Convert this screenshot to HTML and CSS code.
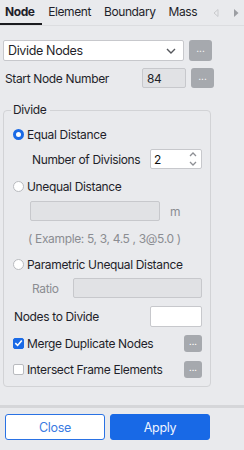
FILE: index.html
```html
<!DOCTYPE html>
<html lang="en">
<head>
  <meta charset="UTF-8">
  <meta name="viewport" content="width=device-width, initial-scale=1.0">
  <title>Divide Nodes</title>
  <link rel="stylesheet" href="styles.css">
</head>
<body>
  <div class="panel">
    <div class="tabs">
      <span class="tab active">Node</span>
      <span class="tab">Element</span>
      <span class="tab">Boundary</span>
      <span class="tab">Mass</span>
      <span class="tab-arrows">
        <svg width="6" height="8" viewBox="0 0 6 8"><path d="M5 0.5 L1 4 L5 7.5 Z" fill="none" stroke="#c9cacd" stroke-width="1"/></svg>
        <svg width="6" height="8" viewBox="0 0 6 8"><path d="M1 0 L5.5 4 L1 8 Z" fill="#9c9ea3"/></svg>
      </span>
    </div>

    <div class="body">
      <div class="row row-select">
        <div class="select">
          <span>Divide Nodes</span>
          <svg width="10" height="6" viewBox="0 0 10 6"><path d="M1 1 L5 5 L9 1" fill="none" stroke="#55575c" stroke-width="1.4"/></svg>
        </div>
        <button class="more">...</button>
      </div>

      <div class="row row-start">
        <span class="label">Start Node Number</span>
        <span class="field field-off">84</span>
        <button class="more">...</button>
      </div>

      <fieldset class="group">
        <legend>Divide</legend>

        <div class="opt opt-equal">
          <span class="radio checked"></span>
          <span>Equal Distance</span>
        </div>
        <div class="sub sub-div">
          <span>Number of Divisions</span>
          <span class="field spin">
            <span>2</span>
            <svg width="8" height="16" viewBox="0 0 8 16"><path d="M1 5 L4 2 L7 5 M1 11 L4 14 L7 11" fill="none" stroke="#8d8f94" stroke-width="1.3"/></svg>
          </span>
        </div>

        <div class="opt opt-unequal">
          <span class="radio"></span>
          <span>Unequal Distance</span>
        </div>
        <div class="sub sub-dist">
          <span class="field field-off wide"></span>
          <span class="muted unit">m</span>
        </div>
        <div class="sub sub-example muted">( Example: 5, 3, 4.5 , 3@5.0 )</div>

        <div class="opt opt-param">
          <span class="radio"></span>
          <span>Parametric Unequal Distance</span>
        </div>
        <div class="sub sub-ratio">
          <span class="muted">Ratio</span>
          <span class="field field-off ratio"></span>
        </div>

        <div class="opt opt-nodes">
          <span class="nodes-label">Nodes to Divide</span>
          <span class="field nodes"></span>
        </div>

        <div class="opt opt-check">
          <span class="check checked">
            <svg width="9" height="8" viewBox="0 0 9 8"><path d="M1.3 4.2 L3.6 6.4 L7.8 1.4" fill="none" stroke="#fff" stroke-width="1.6"/></svg>
          </span>
          <span>Merge Duplicate Nodes</span>
          <button class="more small">...</button>
        </div>
        <div class="opt opt-check">
          <span class="check"></span>
          <span>Intersect Frame Elements</span>
          <button class="more small">...</button>
        </div>
      </fieldset>
    </div>

    <div class="footer">
      <button class="btn btn-close">Close</button>
      <button class="btn btn-apply">Apply</button>
    </div>
  </div>
</body>
</html>
```

FILE: styles.css
```css
body {
  margin: 0;
  background-color: #e9eaed;
  font-family: Inter, 'Noto Sans', sans-serif;
  font-size: 12px;
  letter-spacing: -0.35px;
  color: #1f1f2a;
}

.panel {
  width: 244px;
  height: 450px;
  overflow: hidden;
}

.tabs {
  display: flex;
  align-items: center;
  height: 25px;
  border-bottom: 1px solid #dcdde0;
  font-size: 12px;
  letter-spacing: -0.4px;
}

.tab {
  height: 23px;
  line-height: 23px;
  padding: 0 6.5px;
  border-bottom: 2px solid transparent;
  white-space: nowrap;
}

.tab.active {
  font-weight: 700;
  padding: 0 7px 0 5px;
  border-bottom-color: #1b1b1f;
}

.tab-arrows {
  display: flex;
  gap: 14px;
  margin-left: auto;
  padding-right: 5px;
}

.body {
  padding: 14px 0 0 3px;
}

.row {
  display: flex;
  align-items: center;
}

.row-select {
  height: 21px;
}

.select {
  box-sizing: border-box;
  display: flex;
  align-items: center;
  justify-content: space-between;
  width: 181px;
  height: 21px;
  padding: 0 7px 0 4px;
  background-color: #fff;
  border: 1px solid #c7c8cc;
  border-radius: 2px;
  font-size: 12.5px;
}

.more {
  width: 23px;
  height: 21px;
  margin-left: 5px;
  padding: 0 0 5px;
  border: none;
  border-radius: 3px;
  background-color: #a6a9ae;
  color: #fff;
  font-family: inherit;
  font-size: 10px;
  letter-spacing: 0;
  line-height: 1;
}

.row-start {
  height: 20px;
  margin-top: 7px;
}

.row-start .label {
  width: 137px;
  padding-left: 2px;
}

.row-start .more {
  height: 20px;
}

.field {
  box-sizing: border-box;
  display: flex;
  align-items: center;
  height: 20px;
  padding: 0 4px;
  background-color: #fff;
  border: 1px solid #c7c8cc;
  border-radius: 2px;
}

.field-off {
  background-color: #e1e2e5;
  width: 44px;
}

.group {
  width: 208px;
  box-sizing: border-box;
  margin: 14px 0 0;
  padding: 4px 8px 4px 9px;
  border: 1px solid #d2d3d6;
  border-radius: 4px;
}

.group legend {
  padding: 0 4px 0 2px;
  margin-left: -2px;
  line-height: 16px;
}

.opt {
  display: flex;
  align-items: center;
  gap: 3px;
}

.sub {
  display: flex;
  align-items: center;
}

.opt-equal { height: 24px; }
.sub-div { height: 26px; padding-left: 19px; }
.opt-unequal { height: 28px; }
.sub-dist { height: 22px; padding-left: 17px; }
.sub-example { height: 32px; padding-left: 15px; }
.opt-param { height: 20px; }
.sub-ratio { height: 28px; padding-left: 19px; }
.opt-nodes { height: 28px; }
.opt-check { height: 26px; }

.radio {
  box-sizing: border-box;
  width: 11px;
  height: 11px;
  border: 1px solid #b9bbbf;
  border-radius: 50%;
  background-color: #fff;
}

.radio.checked {
  border: 3px solid #1a6ae6;
}

.check {
  box-sizing: border-box;
  display: flex;
  align-items: center;
  justify-content: center;
  width: 11px;
  height: 11px;
  border: 1px solid #b9bbbf;
  border-radius: 2px;
  background-color: #fff;
}

.check.checked {
  border-color: #1a6ae6;
  background-color: #1a6ae6;
}

.spin {
  justify-content: space-between;
  width: 52px;
  margin-left: auto;
  padding: 0 4px 0 3px;
  color: #111;
}

.wide {
  width: 130px;
}

.unit {
  margin-left: 10px;
}

.muted {
  color: #8b8d92;
}

.ratio {
  width: 129px;
  margin-left: auto;
}

.nodes-label {
  padding-left: 1px;
}

.nodes {
  width: 52px;
  height: 21px;
  margin-left: auto;
}

.more.small {
  width: 18px;
  height: 17px;
  margin-left: auto;
  padding-bottom: 4px;
  font-size: 9px;
}

.footer {
  display: flex;
  gap: 5px;
  margin-top: 18px;
  padding: 6px 5px 0;
  border-top: 3px solid #d5d6d9;
}

.btn {
  box-sizing: border-box;
  width: 100px;
  height: 26px;
  border-radius: 3px;
  font-family: inherit;
  font-size: 12.5px;
  letter-spacing: -0.3px;
}

.btn-close {
  background-color: #fff;
  border: 1px solid #2a72e4;
  color: #3a7be2;
}

.btn-apply {
  background-color: #1869e6;
  border: 1px solid #1869e6;
  color: #eef4ff;
}
```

┄┄┄┄┄┄┄┄┄┄┄┄┄┄┄┄┄┄┄┄

[What to do]: From the data above, write out everything exactly except the pictures.

[Result for this task]:
Convert this screenshot to HTML and CSS code.
FILE: index.html
```html
<!DOCTYPE html>
<html lang="en">
<head>
  <meta charset="UTF-8">
  <meta name="viewport" content="width=device-width, initial-scale=1.0">
  <title>Divide Nodes</title>
  <link rel="stylesheet" href="styles.css">
</head>
<body>
  <div class="panel">
    <div class="tabs">
      <span class="tab active">Node</span>
      <span class="tab">Element</span>
      <span class="tab">Boundary</span>
      <span class="tab">Mass</span>
      <span class="tab-arrows">
        <svg width="6" height="8" viewBox="0 0 6 8"><path d="M5 0.5 L1 4 L5 7.5 Z" fill="none" stroke="#c9cacd" stroke-width="1"/></svg>
        <svg width="6" height="8" viewBox="0 0 6 8"><path d="M1 0 L5.5 4 L1 8 Z" fill="#9c9ea3"/></svg>
      </span>
    </div>

    <div class="body">
      <div class="row row-select">
        <div class="select">
          <span>Divide Nodes</span>
          <svg width="10" height="6" viewBox="0 0 10 6"><path d="M1 1 L5 5 L9 1" fill="none" stroke="#55575c" stroke-width="1.4"/></svg>
        </div>
        <button class="more">...</button>
      </div>

      <div class="row row-start">
        <span class="label">Start Node Number</span>
        <span class="field field-off">84</span>
        <button class="more">...</button>
      </div>

      <fieldset class="group">
        <legend>Divide</legend>

        <div class="opt opt-equal">
          <span class="radio checked"></span>
          <span>Equal Distance</span>
        </div>
        <div class="sub sub-div">
          <span>Number of Divisions</span>
          <span class="field spin">
            <span>2</span>
            <svg width="8" height="16" viewBox="0 0 8 16"><path d="M1 5 L4 2 L7 5 M1 11 L4 14 L7 11" fill="none" stroke="#8d8f94" stroke-width="1.3"/></svg>
          </span>
        </div>

        <div class="opt opt-unequal">
          <span class="radio"></span>
          <span>Unequal Distance</span>
        </div>
        <div class="sub sub-dist">
          <span class="field field-off wide"></span>
          <span class="muted unit">m</span>
        </div>
        <div class="sub sub-example muted">( Example: 5, 3, 4.5 , 3@5.0 )</div>

        <div class="opt opt-param">
          <span class="radio"></span>
          <span>Parametric Unequal Distance</span>
        </div>
        <div class="sub sub-ratio">
          <span class="muted">Ratio</span>
          <span class="field field-off ratio"></span>
        </div>

        <div class="opt opt-nodes">
          <span class="nodes-label">Nodes to Divide</span>
          <span class="field nodes"></span>
        </div>

        <div class="opt opt-check">
          <span class="check checked">
            <svg width="9" height="8" viewBox="0 0 9 8"><path d="M1.3 4.2 L3.6 6.4 L7.8 1.4" fill="none" stroke="#fff" stroke-width="1.6"/></svg>
          </span>
          <span>Merge Duplicate Nodes</span>
          <button class="more small">...</button>
        </div>
        <div class="opt opt-check">
          <span class="check"></span>
          <span>Intersect Frame Elements</span>
          <button class="more small">...</button>
        </div>
      </fieldset>
    </div>

    <div class="footer">
      <button class="btn btn-close">Close</button>
      <button class="btn btn-apply">Apply</button>
    </div>
  </div>
</body>
</html>
```

FILE: styles.css
```css
body {
  margin: 0;
  background-color: #e9eaed;
  font-family: Inter, 'Noto Sans', sans-serif;
  font-size: 12px;
  letter-spacing: -0.35px;
  color: #1f1f2a;
}

.panel {
  width: 244px;
  height: 450px;
  overflow: hidden;
}

.tabs {
  display: flex;
  align-items: center;
  height: 25px;
  border-bottom: 1px solid #dcdde0;
  font-size: 12px;
  letter-spacing: -0.4px;
}

.tab {
  height: 23px;
  line-height: 23px;
  padding: 0 6.5px;
  border-bottom: 2px solid transparent;
  white-space: nowrap;
}

.tab.active {
  font-weight: 700;
  padding: 0 7px 0 5px;
  border-bottom-color: #1b1b1f;
}

.tab-arrows {
  display: flex;
  gap: 14px;
  margin-left: auto;
  padding-right: 5px;
}

.body {
  padding: 14px 0 0 3px;
}

.row {
  display: flex;
  align-items: center;
}

.row-select {
  height: 21px;
}

.select {
  box-sizing: border-box;
  display: flex;
  align-items: center;
  justify-content: space-between;
  width: 181px;
  height: 21px;
  padding: 0 7px 0 4px;
  background-color: #fff;
  border: 1px solid #c7c8cc;
  border-radius: 2px;
  font-size: 12.5px;
}

.more {
  width: 23px;
  height: 21px;
  margin-left: 5px;
  padding: 0 0 5px;
  border: none;
  border-radius: 3px;
  background-color: #a6a9ae;
  color: #fff;
  font-family: inherit;
  font-size: 10px;
  letter-spacing: 0;
  line-height: 1;
}

.row-start {
  height: 20px;
  margin-top: 7px;
}

.row-start .label {
  width: 137px;
  padding-left: 2px;
}

.row-start .more {
  height: 20px;
}

.field {
  box-sizing: border-box;
  display: flex;
  align-items: center;
  height: 20px;
  padding: 0 4px;
  background-color: #fff;
  border: 1px solid #c7c8cc;
  border-radius: 2px;
}

.field-off {
  background-color: #e1e2e5;
  width: 44px;
}

.group {
  width: 208px;
  box-sizing: border-box;
  margin: 14px 0 0;
  padding: 4px 8px 4px 9px;
  border: 1px solid #d2d3d6;
  border-radius: 4px;
}

.group legend {
  padding: 0 4px 0 2px;
  margin-left: -2px;
  line-height: 16px;
}

.opt {
  display: flex;
  align-items: center;
  gap: 3px;
}

.sub {
  display: flex;
  align-items: center;
}

.opt-equal { height: 24px; }
.sub-div { height: 26px; padding-left: 19px; }
.opt-unequal { height: 28px; }
.sub-dist { height: 22px; padding-left: 17px; }
.sub-example { height: 32px; padding-left: 15px; }
.opt-param { height: 20px; }
.sub-ratio { height: 28px; padding-left: 19px; }
.opt-nodes { height: 28px; }
.opt-check { height: 26px; }

.radio {
  box-sizing: border-box;
  width: 11px;
  height: 11px;
  border: 1px solid #b9bbbf;
  border-radius: 50%;
  background-color: #fff;
}

.radio.checked {
  border: 3px solid #1a6ae6;
}

.check {
  box-sizing: border-box;
  display: flex;
  align-items: center;
  justify-content: center;
  width: 11px;
  height: 11px;
  border: 1px solid #b9bbbf;
  border-radius: 2px;
  background-color: #fff;
}

.check.checked {
  border-color: #1a6ae6;
  background-color: #1a6ae6;
}

.spin {
  justify-content: space-between;
  width: 52px;
  margin-left: auto;
  padding: 0 4px 0 3px;
  color: #111;
}

.wide {
  width: 130px;
}

.unit {
  margin-left: 10px;
}

.muted {
  color: #8b8d92;
}

.ratio {
  width: 129px;
  margin-left: auto;
}

.nodes-label {
  padding-left: 1px;
}

.nodes {
  width: 52px;
  height: 21px;
  margin-left: auto;
}

.more.small {
  width: 18px;
  height: 17px;
  margin-left: auto;
  padding-bottom: 4px;
  font-size: 9px;
}

.footer {
  display: flex;
  gap: 5px;
  margin-top: 18px;
  padding: 6px 5px 0;
  border-top: 3px solid #d5d6d9;
}

.btn {
  box-sizing: border-box;
  width: 100px;
  height: 26px;
  border-radius: 3px;
  font-family: inherit;
  font-size: 12.5px;
  letter-spacing: -0.3px;
}

.btn-close {
  background-color: #fff;
  border: 1px solid #2a72e4;
  color: #3a7be2;
}

.btn-apply {
  background-color: #1869e6;
  border: 1px solid #1869e6;
  color: #eef4ff;
}
```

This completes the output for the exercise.